I am trying to run a regression where only some of the coefficients can be identified:
data = np.array([[2, 1, 1, 1], [1, 1, 1, 0]])
df = pd.DataFrame(data, columns=['y', 'x1', 'x2', 'x3'])
z = df.pop('y')
mod = sm.OLS(z, sm.add_constant(df))
Now, I have two outcomes, and the only variables that changes between the two observations is x3
. So, I would expect that (since I added a constant), the model would be unable to identify x1
or x2
, and would omit those.
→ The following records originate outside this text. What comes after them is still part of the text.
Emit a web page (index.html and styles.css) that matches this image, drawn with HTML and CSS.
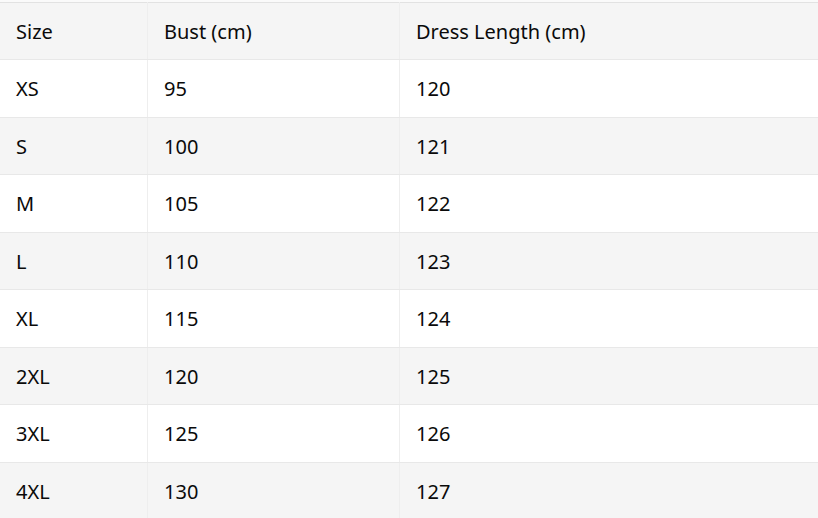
FILE: index.html
```html
<!DOCTYPE html>
<html>
<head>
<meta charset="utf-8">
<link rel="stylesheet" href="styles.css">
</head>
<body>
<div class="top"></div>
<table class="size-table">
  <thead>
    <tr><th>Size</th><th>Bust (cm)</th><th>Dress Length (cm)</th></tr>
  </thead>
  <tbody>
    <tr><td>XS</td><td>95</td><td>120</td></tr>
    <tr><td>S</td><td>100</td><td>121</td></tr>
    <tr><td>M</td><td>105</td><td>122</td></tr>
    <tr><td>L</td><td>110</td><td>123</td></tr>
    <tr><td>XL</td><td>115</td><td>124</td></tr>
    <tr><td>2XL</td><td>120</td><td>125</td></tr>
    <tr><td>3XL</td><td>125</td><td>126</td></tr>
    <tr><td>4XL</td><td>130</td><td>127</td></tr>
  </tbody>
</table>
</body>
</html>
```
FILE: styles.css
```css
html, body {
  margin: 0;
  padding: 0;
  background: #ffffff;
}
.top {
  height: 1.5px;
  background: #fafafa;
}
.size-table {
  width: 818px;
  border-collapse: collapse;
  font-family: "Noto Sans", "Open Sans", sans-serif;
  font-size: 20px;
  color: #0a0a0a;
  border-top: 1px solid #e2e2e2;
}
.size-table th,
.size-table td {
  text-align: left;
  font-weight: normal;
  padding: 17px 16px 15px;
  line-height: 24.5px;
  border-bottom: 1px solid #e8e8e8;
  border-right: 1px solid #eeeeee;
}
.size-table th:first-child,
.size-table td:first-child {
  width: 115px;
}
.size-table th:nth-child(2),
.size-table td:nth-child(2) {
  width: 219px;
}
.size-table th:last-child,
.size-table td:last-child {
  border-right: none;
}
.size-table thead tr {
  background: #f5f5f5;
}
.size-table tbody tr:nth-child(even) {
  background: #f5f5f5;
}
.size-table tbody tr:nth-child(odd) {
  background: #ffffff;
}
```
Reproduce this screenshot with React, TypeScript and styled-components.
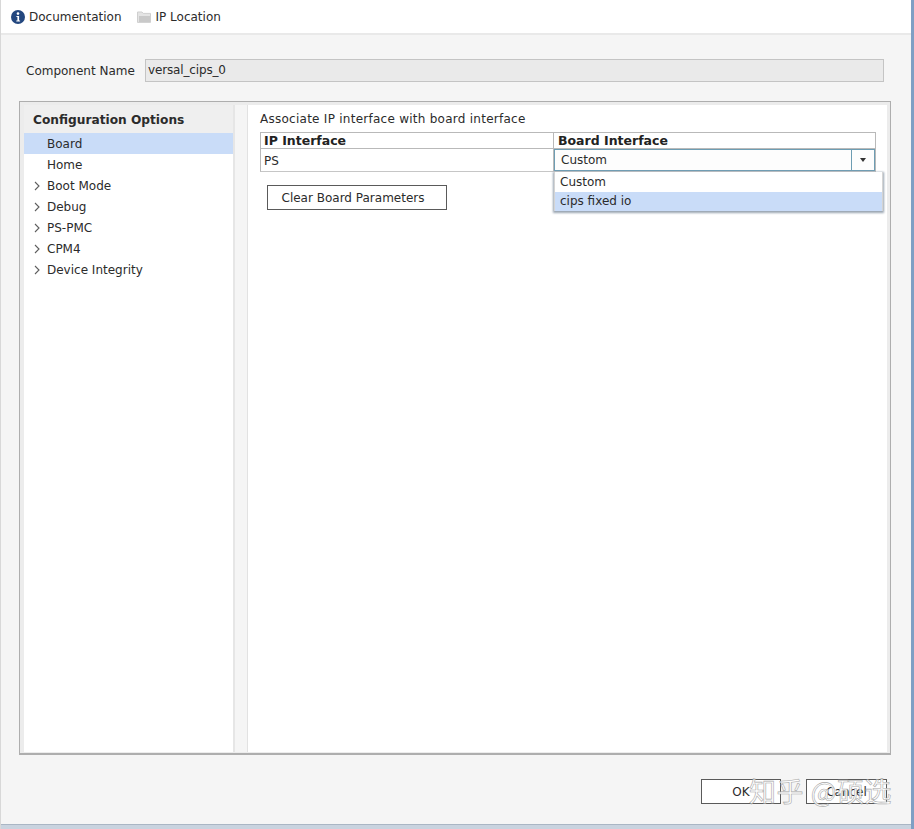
import { createGlobalStyle } from 'styled-components';
import styled from 'styled-components';

const GlobalStyle = createGlobalStyle`
  html, body {
    margin: 0;
    padding: 0;
    background: #fff;
  }
  body {
    font-family: "DejaVu Sans", sans-serif;
    font-size: 12px;
    color: #2b2b2b;
  }
`;

const Dialog = styled.div`
  position: relative;
  width: 914px;
  height: 829px;
  box-sizing: border-box;
  display: flex;
  flex-direction: column;
  overflow: hidden;
  background: #f5f5f5;
  border-left: 1px solid #d8d8d8;
  border-right: 3px solid #7f9fc4;
`;

const Toolbar = styled.div`
  height: 33px;
  flex: none;
  display: flex;
  align-items: center;
  gap: 15px;
  padding-left: 10px;
  background: #fff;
  border-bottom: 2px solid #e9e9e9;
`;

const ToolItem = styled.div`
  display: flex;
  align-items: center;
  gap: 4px;
`;

const FolderItem = styled(ToolItem)`
  gap: 5px;
`;

const NameRow = styled.div`
  flex: none;
  display: flex;
  align-items: center;
  height: 23px;
  margin-top: 24px;
  padding-left: 25px;
`;

const NameLabel = styled.span`
  width: 119px;
`;

const NameInput = styled.div`
  width: 735px;
  height: 21px;
  line-height: 21px;
  padding-left: 2px;
  border: 1px solid #c4c4c4;
  background: #eaeaea;
  letter-spacing: -0.15px;
`;

const Panel = styled.div`
  flex: none;
  width: 872px;
  height: 654px;
  box-sizing: border-box;
  margin: 19px 0 0 18px;
  padding: 3px 3px 1px 4px;
  display: flex;
  background: #ececec;
  border: 1px solid #aeaeae;
  border-bottom-width: 2px;
`;

const Sidebar = styled.div`
  width: 209px;
  flex: none;
  background: #fff;
`;

const SidebarTitle = styled.div`
  height: 28px;
  line-height: 30px;
  padding-left: 9px;
  background: #efefef;
  font-weight: 700;
  font-size: 12.2px;
`;

const TreeRow = styled.div<{ $selected?: boolean }>`
  height: 21px;
  display: flex;
  align-items: center;
  padding-left: 9px;
  background: ${(p) => (p.$selected ? '#c9dcf8' : 'transparent')};
`;

const Caret = styled.span`
  width: 13px;
  padding-left: 1px;
  display: flex;
  align-items: center;
`;

const Gutter = styled.div`
  flex: none;
  width: 15px;
  box-sizing: border-box;
  background: #f5f5f5;
  border-left: 2px solid #e6e6e6;
  border-right: 1px solid #e2e2e2;
`;

const Content = styled.div`
  flex: none;
  width: 639px;
  padding: 6px 12px 0;
  box-sizing: border-box;
  background: #fff;
`;

const Heading = styled.div`
  height: 21px;
  line-height: 17px;
  letter-spacing: 0.26px;
`;

const Table = styled.div`
  position: relative;
  width: 616px;
  box-sizing: border-box;
  border: 1px solid #b9b9b9;
  border-bottom-color: #c6c6c6;
`;

const HeadRow = styled.div`
  height: 15px;
  display: flex;
  border-bottom: 1px solid #b9b9b9;
  font-weight: 700;
  font-size: 12.5px;
  line-height: 16px;
  color: #222;
`;

const BodyRow = styled.div`
  height: 22px;
  display: flex;
  line-height: 24px;
`;

const FirstCell = styled.div`
  width: 293px;
  flex: none;
  padding-left: 3px;
  box-sizing: border-box;
  border-right: 1px solid #b9b9b9;
`;

const SecondCell = styled.div`
  padding-left: 4px;
`;

const Combo = styled.div`
  flex: 1;
  height: 22px;
  box-sizing: border-box;
  display: flex;
  border: 1px solid #6d9db3;
  background: #fdfdfd;
  line-height: 20px;
`;

const ComboText = styled.div`
  flex: 1;
  padding-left: 6px;
`;

const ComboArrow = styled.div`
  width: 22px;
  display: flex;
  align-items: center;
  justify-content: center;
  border-left: 1px solid #6d9db3;
  &::after {
    content: '';
    border-left: 3.5px solid transparent;
    border-right: 3.5px solid transparent;
    border-top: 4px solid #333;
  }
`;

const Popup = styled.div`
  position: absolute;
  left: 293px;
  top: 39px;
  width: 327px;
  background: #fff;
  border-left: 1px solid #d4d4d4;
  border-right: 1px solid #d4d4d4;
  box-shadow: 0 1px 2px 1px #9aa6b2;
  z-index: 2;
`;

const PopupItem = styled.div<{ $selected?: boolean }>`
  height: 19px;
  line-height: 19px;
  padding-left: 5px;
  background: ${(p) => (p.$selected ? '#c9dcf8' : 'transparent')};
  &:first-child {
    height: 20px;
    line-height: 20px;
  }
`;

const PlainButton = styled.div<{ $width: number }>`
  width: ${(p) => p.$width}px;
  height: 25px;
  box-sizing: border-box;
  display: flex;
  align-items: center;
  justify-content: center;
  border: 1px solid #5a5a5a;
  background: #fff;
  color: #2b2b2b;
`;

const ClearButton = styled(PlainButton)`
  margin: 13px 0 0 7px;
  padding-right: 8px;
`;

const Footer = styled.div`
  flex: none;
  display: flex;
  gap: 25px;
  padding: 24px 0 0 700px;
`;

const BottomEdge = styled.div`
  position: absolute;
  left: 0;
  right: 0;
  bottom: 0;
  height: 4px;
  background: #c9d3df;
  border-top: 1px solid #aab6c4;
`;

const Watermark = styled.div`
  position: absolute;
  left: 748px;
  top: 773px;
  font-family: "Noto Sans CJK SC", sans-serif;
  font-size: 27px;
  letter-spacing: 0.6px;
  line-height: 36px;
  white-space: nowrap;
  color: #fff;
  opacity: 0.9;
  -webkit-text-stroke: 0.6px #a0a0a0;
`;

const InfoIcon = () => (
  <svg width="14" height="14" viewBox="0 0 14 14">
    <circle cx="7" cy="7" r="7" fill="#23477f" />
    <circle cx="7" cy="3.6" r="1.3" fill="#fff" />
    <path d="M5.4 6h2.7v4.4h1v1.1H5.3v-1.1h1.1V7.1h-1z" fill="#fff" />
  </svg>
);

const FolderIcon = () => (
  <svg width="14" height="12" viewBox="0 0 14 12">
    <path d="M0.5 1h4.5l1.2 1.4h7.3v9H0.5z" fill="#e4e4e4" stroke="#cfcfcf" />
    <rect x="2" y="5" width="11" height="6" fill="#c9c9c9" />
  </svg>
);

const ChevronIcon = () => (
  <svg width="6" height="10" viewBox="0 0 6 10">
    <path d="M1 1l4 4-4 4" fill="none" stroke="#5e5e5e" strokeWidth="1.1" />
  </svg>
);

const treeItems = [
  { label: 'Board', selected: true },
  { label: 'Home' },
  { label: 'Boot Mode', expandable: true },
  { label: 'Debug', expandable: true },
  { label: 'PS-PMC', expandable: true },
  { label: 'CPM4', expandable: true },
  { label: 'Device Integrity', expandable: true },
];

export default function App() {
  return (
    <Dialog>
      <GlobalStyle />
      <Toolbar>
        <ToolItem>
          <InfoIcon />
          Documentation
        </ToolItem>
        <FolderItem>
          <FolderIcon />
          IP Location
        </FolderItem>
      </Toolbar>

      <NameRow>
        <NameLabel>Component Name</NameLabel>
        <NameInput>versal_cips_0</NameInput>
      </NameRow>

      <Panel>
        <Sidebar>
          <SidebarTitle>Configuration Options</SidebarTitle>
          {treeItems.map((item) => (
            <TreeRow key={item.label} $selected={item.selected}>
              <Caret>{item.expandable && <ChevronIcon />}</Caret>
              {item.label}
            </TreeRow>
          ))}
        </Sidebar>
        <Gutter />
        <Content>
          <Heading>Associate IP interface with board interface</Heading>
          <Table>
            <HeadRow>
              <FirstCell>IP Interface</FirstCell>
              <SecondCell>Board Interface</SecondCell>
            </HeadRow>
            <BodyRow>
              <FirstCell>PS</FirstCell>
              <Combo>
                <ComboText>Custom</ComboText>
                <ComboArrow />
              </Combo>
            </BodyRow>
            <Popup>
              <PopupItem>Custom</PopupItem>
              <PopupItem $selected>cips fixed io</PopupItem>
            </Popup>
          </Table>
          <ClearButton $width={180}>Clear Board Parameters</ClearButton>
        </Content>
      </Panel>

      <Footer>
        <PlainButton $width={80}>OK</PlainButton>
        <PlainButton $width={81}>Cancel</PlainButton>
      </Footer>

      <BottomEdge />
      <Watermark>知乎 @硕选</Watermark>
    </Dialog>
  );
}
It should however give me a 1
for x3
, since the presence of that effect increases y
by one.
Stata does exactly give me this outcome, and it reminds me that it cannot estimate a standard error on the coefficient for x3
. statsmodels
, on the other hand...
res = mod.fit()
res.summary()
OLS Regression Results
==============================================================================
Dep. Variable: y R-squared: 1.000
Model: OLS Adj. R-squared: nan
Method: Least Squares F-statistic: nan
Date: Sun, 30 Aug 2020 Prob (F-statistic): nan
Time: 14:28:28 Log-Likelihood: 66.947
No. Observations: 2 AIC: -129.9
Df Residuals: 0 BIC: -132.5
Df Model: 1
Covariance Type: nonrobust
==============================================================================
coef std err t P>|t| [0.025 0.975]
------------------------------------------------------------------------------
x1 0.5000 inf 0 nan nan nan
x2 0.5000 inf 0 nan nan nan
x3 1.0000 inf 0 nan nan nan
==============================================================================
Omnibus: nan Durbin-Watson: 0.200
Prob(Omnibus): nan Jarque-Bera (JB): 0.333
Skew: 0.000 Prob(JB): 0.846
Kurtosis: 1.000 Cond. No. 3.23
==============================================================================
Warnings:
[1] Standard Errors assume that the covariance matrix of the errors is correctly specified.
[2] The input rank is higher than the number of observations.
"""
What is happening here? And how can I get my expected output?